Eccentric Discharge from Silos: Bulk Solids Behavior, Loads, and Structural Implications

2014-04-03 | 2:00 PM - 3:30 PM | Boston, Massachusetts, USA

Please join us in Boston, Massachusetts, April 3-5, 2014, at the Sheraton Boston Hotel and Hynes Convention Center as we present a paper on bulk solids behavior at the  2014 Structural Engineering Institute (SEI) of the American Society of Civil Engineers (ASCE) 2014 Structures Congress.

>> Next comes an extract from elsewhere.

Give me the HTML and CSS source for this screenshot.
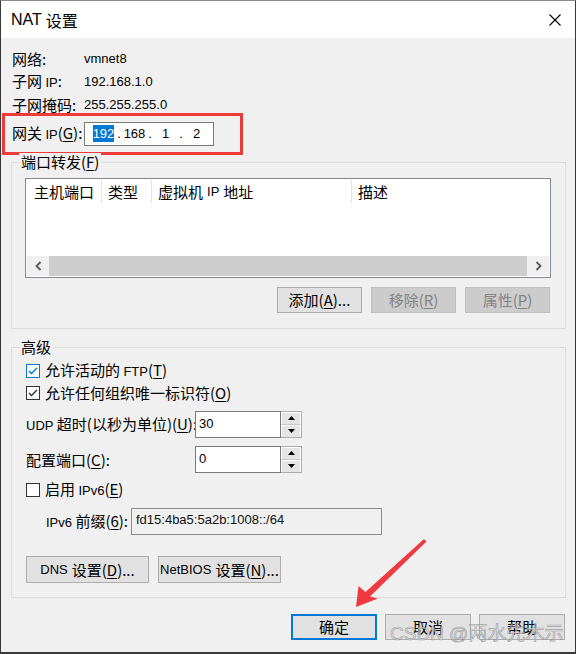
FILE: index.html
```html
<!DOCTYPE html>
<html lang="zh-CN">
<head>
<meta charset="utf-8">
<title>NAT 设置</title>
<link rel="stylesheet" href="styles.css">
</head>
<body>
<div class="window">
  <div class="titlebar">
    <div class="title"><span class="title-en">NAT</span> <span class="zh title-zh">设置</span></div>
    <svg class="close" width="12" height="12" viewBox="0 0 12 12"><path d="M0.5 0.5 L11.5 11.5 M11.5 0.5 L0.5 11.5" stroke="#000" stroke-width="1.1" fill="none"/></svg>
  </div>

  <div class="content">
    <div class="info">
      <div class="row"><span class="lbl zh">网络:</span><span class="val">vmnet8</span></div>
      <div class="row"><span class="lbl zh">子网 <span class="en">IP</span>:</span><span class="val">192.168.1.0</span></div>
      <div class="row"><span class="lbl zh">子网掩码:</span><span class="val">255.255.255.0</span></div>
      <div class="gateway">
        <span class="lbl zh">网关 <span class="en">IP</span>(<u>G</u>):</span>
        <div class="ipbox">
          <span class="seg"><span class="sel">192</span></span><span class="dot">.</span><span class="seg">168</span><span class="dot">.</span><span class="seg">1</span><span class="dot">.</span><span class="seg">2</span>
        </div>
      </div>
    </div>

    <div class="group port">
      <div class="legend zh">端口转发(<u>F</u>)</div>
      <div class="listview">
        <div class="lv-head zh">
          <div class="col c1">主机端口</div>
          <div class="col c2">类型</div>
          <div class="col c3">虚拟机 <span class="en">IP</span> 地址</div>
          <div class="col c4">描述</div>
        </div>
        <div class="lv-body"></div>
        <div class="hscroll">
          <div class="sb-btn"><svg width="7" height="10" viewBox="0 0 7 10"><polyline points="5.5,1 1.5,5 5.5,9" fill="none" stroke="#5a5a5a" stroke-width="1.8"/></svg></div>
          <div class="sb-track"></div>
          <div class="sb-btn"><svg width="7" height="10" viewBox="0 0 7 10"><polyline points="1.5,1 5.5,5 1.5,9" fill="none" stroke="#5a5a5a" stroke-width="1.8"/></svg></div>
        </div>
      </div>
      <div class="btnrow">
        <div class="btn zh">添加(<u>A</u>)...</div>
        <div class="btn disabled zh">移除(<u>R</u>)</div>
        <div class="btn disabled zh">属性(<u>P</u>)</div>
      </div>
    </div>

    <div class="group adv">
      <div class="legend zh">高级</div>
      <div class="cbrow first">
        <span class="cb focus"><svg width="12" height="12" viewBox="0 0 12 12"><polyline points="2,6 4.5,8.5 10,3" fill="none" stroke="#0078d7" stroke-width="1.4"/></svg></span>
        <span class="zh">允许活动的 <span class="en">FTP</span>(<u>T</u>)</span>
      </div>
      <div class="cbrow">
        <span class="cb"><svg width="12" height="12" viewBox="0 0 12 12"><polyline points="2,6 4.5,8.5 10,3" fill="none" stroke="#333" stroke-width="1.4"/></svg></span>
        <span class="zh">允许任何组织唯一标识符(<u>O</u>)</span>
      </div>
      <div class="spinrow first">
        <span class="slbl zh"><span class="en">UDP</span> 超时(以秒为单位)(<u>U</u>):</span>
        <div class="spin">
          <div class="field">30</div>
          <div class="spinbtns">
            <div class="sbtn"><svg width="7" height="4" viewBox="0 0 7 4"><polygon points="0,4 3.5,0 7,4" fill="#000"/></svg></div>
            <div class="sbtn"><svg width="7" height="4" viewBox="0 0 7 4"><polygon points="0,0 7,0 3.5,4" fill="#000"/></svg></div>
          </div>
        </div>
      </div>
      <div class="spinrow">
        <span class="slbl zh">配置端口(<u>C</u>):</span>
        <div class="spin">
          <div class="field">0</div>
          <div class="spinbtns">
            <div class="sbtn"><svg width="7" height="4" viewBox="0 0 7 4"><polygon points="0,4 3.5,0 7,4" fill="#000"/></svg></div>
            <div class="sbtn"><svg width="7" height="4" viewBox="0 0 7 4"><polygon points="0,0 7,0 3.5,4" fill="#000"/></svg></div>
          </div>
        </div>
      </div>
      <div class="cbrow ipv6">
        <span class="cb"></span>
        <span class="zh">启用 <span class="en">IPv6</span>(<u>E</u>)</span>
      </div>
      <div class="prefixrow">
        <span class="plbl zh"><span class="en">IPv6</span> 前缀(<u>6</u>):</span>
        <div class="prefix">fd15:4ba5:5a2b:1008::/64</div>
      </div>
      <div class="dnsrow">
        <div class="btn wide zh"><span class="en">DNS</span> 设置(<u>D</u>)...</div>
        <div class="btn wide zh"><span class="en">NetBIOS</span> 设置(<u>N</u>)...</div>
      </div>
    </div>

    <div class="footer">
      <div class="btn default zh">确定</div>
      <div class="btn zh">取消</div>
      <div class="btn zh">帮助</div>
    </div>
  </div>

  <svg class="arrow" width="576" height="654" viewBox="0 0 576 654">
    <polygon points="356,607 358.5,586 365.5,592 424,539 426.5,541.5 370,596.5 378,598.5" fill="#ef3b3f"/>
  </svg>
  <div class="watermark">CSDN @两水先木示</div>
</div>
</body>
</html>
```
FILE: styles.css
```css
* { box-sizing: border-box; }
html, body { margin: 0; padding: 0; }
body {
  font-family: "Liberation Sans", "Noto Sans CJK SC", sans-serif;
  font-size: 13px;
  color: #000;
  background: #fff;
}
u { text-decoration: underline; text-underline-offset: 2px; text-decoration-thickness: 1px; }

.zh { font-family: "Noto Sans CJK SC", sans-serif; font-size: 15px; }
.en { font-family: "Liberation Sans", sans-serif; font-size: 13px; }

.window {
  position: relative;
  width: 576px;
  height: 654px;
  border: 1px solid #3a3a3a;
  border-top-color: #8a8a8a;
  border-bottom-width: 2px;
  background: #f0f0f0;
  display: flex;
  flex-direction: column;
  overflow: hidden;
}

.titlebar {
  flex: none;
  height: 37px;
  background: #fff;
  display: flex;
  align-items: center;
  justify-content: space-between;
  padding: 0 14px 0 10px;
}
.title { display: flex; align-items: center; gap: 4px; }
.title-en { font-family: "Liberation Sans Narrow", "Liberation Sans", sans-serif; font-size: 16px; }
.title-zh { font-size: 16px; }
.close { display: block; }

.content { flex: 1; padding-top: 9px; }

.info { padding-left: 11px; }
.row { display: flex; align-items: center; height: 23px; line-height: 18px; }
.lbl { width: 72px; flex: none; line-height: 18px; }
.val { line-height: 16px; }

.gateway {
  display: flex;
  align-items: center;
  margin: -3px 0 0 -10px;
  width: 241px;
  height: 42px;
  border: 3px solid #ec3b3b;
  padding-left: 7px;
}
.ipbox {
  width: 130px;
  height: 24px;
  border: 1px solid #7a7a7a;
  background: #fff;
  display: flex;
  align-items: center;
  padding-left: 5px;
}
.seg { width: 27px; text-align: center; line-height: 16px; }
.dot { width: 4px; text-align: center; line-height: 16px; }
.sel { background: #0078d7; color: #fff; padding: 1px 0; }

.group {
  margin-left: 10px;
  width: 555px;
  border: 1px solid #dcdcdc;
}
.port { margin-top: 7px; padding-bottom: 15px; }
.adv { margin-top: 18px; padding-bottom: 14px; }
.legend {
  display: block;
  width: max-content;
  margin: -10px 0 0 7px;
  padding: 0 2px;
  line-height: 18px;
  height: 18px;
  background: #f0f0f0;
}

.listview {
  margin: 7px 14px 0 13px;
  height: 100px;
  border: 1px solid #828790;
  background: #fff;
  display: flex;
  flex-direction: column;
}
.lv-head { display: flex; height: 26px; flex: none; }
.col {
  display: flex;
  align-items: center;
  padding-left: 6px;
  border-right: 1px solid #e5e5e5;
  margin: 1px 0 2px;
  line-height: 18px;
  white-space: nowrap;
}
.c1 { width: 76px; padding-left: 8px; }
.c2 { width: 50px; }
.c3 { width: 200px; }
.c3 .en { margin: 0 4px; }
.c4 { flex: 1; border-right: none; }
.lv-body { flex: 1; }
.hscroll { display: flex; height: 20px; margin: 0 1px 1px 1px; flex: none; }
.sb-btn { width: 22px; background: #f0f0f0; display: flex; align-items: center; justify-content: center; }
.sb-track { flex: 1; background: #cdcdcd; }

.btnrow {
  display: flex;
  justify-content: flex-end;
  gap: 9px;
  margin: 9px 15px 0 0;
}
.btn {
  width: 85px;
  height: 26px;
  border: 1px solid #adadad;
  background: #e1e1e1;
  display: flex;
  align-items: center;
  justify-content: center;
  line-height: 18px;
  white-space: nowrap;
}
.btn.disabled { background: #cccccc; border-color: #bfbfbf; color: #838383; }
.btn .en { margin-right: 4px; }

.cbrow {
  display: flex;
  align-items: center;
  height: 22px;
  padding-left: 14px;
  gap: 5px;
  line-height: 18px;
}
.cbrow.first { margin-top: 4px; }
.cbrow.ipv6 { margin-top: 6px; }
.cb {
  width: 14px;
  height: 14px;
  border: 1px solid #333;
  background: #fff;
  display: flex;
  align-items: center;
  justify-content: center;
  flex: none;
}
.cb.focus { border-color: #0078d7; }
.cb svg { display: block; }

.spinrow {
  display: flex;
  align-items: center;
  height: 27px;
  padding-left: 14px;
  margin-top: 8px;
}
.spinrow.first { margin-top: 7px; }
.slbl { width: 169px; flex: none; line-height: 18px; white-space: nowrap; }
.spin { display: flex; width: 107px; height: 27px; }
.field {
  flex: 1;
  border: 1px solid #7a7a7a;
  background: #fff;
  padding: 4px 3px 0;
  line-height: 16px;
}
.spinbtns {
  width: 21px;
  display: flex;
  flex-direction: column;
  border: 1px solid #acacac;
  border-left: none;
  background: #fff;
}
.sbtn {
  flex: 1;
  display: flex;
  align-items: center;
  justify-content: center;
  background: #e5e5e5;
  border: 1px solid #fff;
  border-bottom-color: #c8c8c8;
}
.sbtn + .sbtn { border-top-color: #fff; border-bottom-color: #e5e5e5; }
.sbtn svg { display: block; }

.prefixrow {
  display: flex;
  align-items: center;
  height: 27px;
  margin-top: 7px;
  padding-left: 34px;
}
.plbl { width: 85px; flex: none; line-height: 18px; white-space: nowrap; }
.prefix {
  width: 251px;
  height: 27px;
  border: 1px solid #8c8c8c;
  background: #f0f0f0;
  padding: 3px 4px 0;
  line-height: 16px;
  color: #111;
}

.dnsrow {
  display: flex;
  gap: 9px;
  margin-top: 21px;
  padding-left: 14px;
}
.btn.wide { width: 123px; height: 27px; }

.footer {
  display: flex;
  justify-content: flex-end;
  gap: 8px;
  margin-top: 16px;
  padding-right: 10px;
}
.footer .btn { width: 86px; }
.btn.default { border: 2px solid #0078d7; }

.arrow { position: absolute; left: -1px; top: -1px; pointer-events: none; }
.watermark {
  position: absolute;
  left: 389px;
  top: 621px;
  font-family: "Liberation Sans", "Noto Sans CJK SC", sans-serif;
  font-size: 19px;
  line-height: 24px;
  color: rgba(225, 225, 225, 0.7);
  -webkit-text-stroke: 0.7px rgba(100, 100, 100, 0.5);
  white-space: nowrap;
  pointer-events: none;
}
```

Title: Eccentric Discharge From Silos: Bulk Solids Behavior, Loads, and Structural Implications

Presenter: Jesús Chavez

Silo structures are used all around the world to store granular bulk solids such as grains, coal, plastic pellets, and mineral ore among many others. As bulk solids processes increase in complexity and size in industrial facilities due to plant improvements and increased global demand of products, many storage silos are designed or modified to discharge eccentrically. Even though those designs or modifications meet all the requirements at the basic and functionalengineering level for the envisioned process, they may have severe implications for the storage structural system. Silo shells are efficient structures if internal pressures are applied uniformly. However, eccentric discharge changes the loading behavior to non-uniform pressures around the circumference of the silo. These non-uniform pressures cause high membrane stresses in thin metal silos; therefore, deforming the shell and in some cases causing catastrophic failure. In some other cases, bending moments cause severe damage to the walls of concrete silos by developing dangerous cracks. These structural damages are intimately related to the loading pattern, which in turn is related to the bulk solids behavior developed during eccentric discharge of silos. Design of new or modified silos discharging eccentrically is a challenging task that requires not only understanding the structural analysis and design of these types of structures, but also bulk solids flow behavior as well as their loading patterns. Engineers in charge of the structural design and construction of silos will benefit from this presentation as they will be able to understand the structural implications of eccentric discharge in silos as well as the loads imposed by the stored material. Forensic engineers will be able to identify areas of distress in silos caused by eccentric discharge. In a similar way, engineers developing the basic and functional engineering as well as equipment arrangement will benefit from this presentation, as they will understand the structural implications of eccentric discharge in silos. This will allow them to take more educated decisions during their engineering work.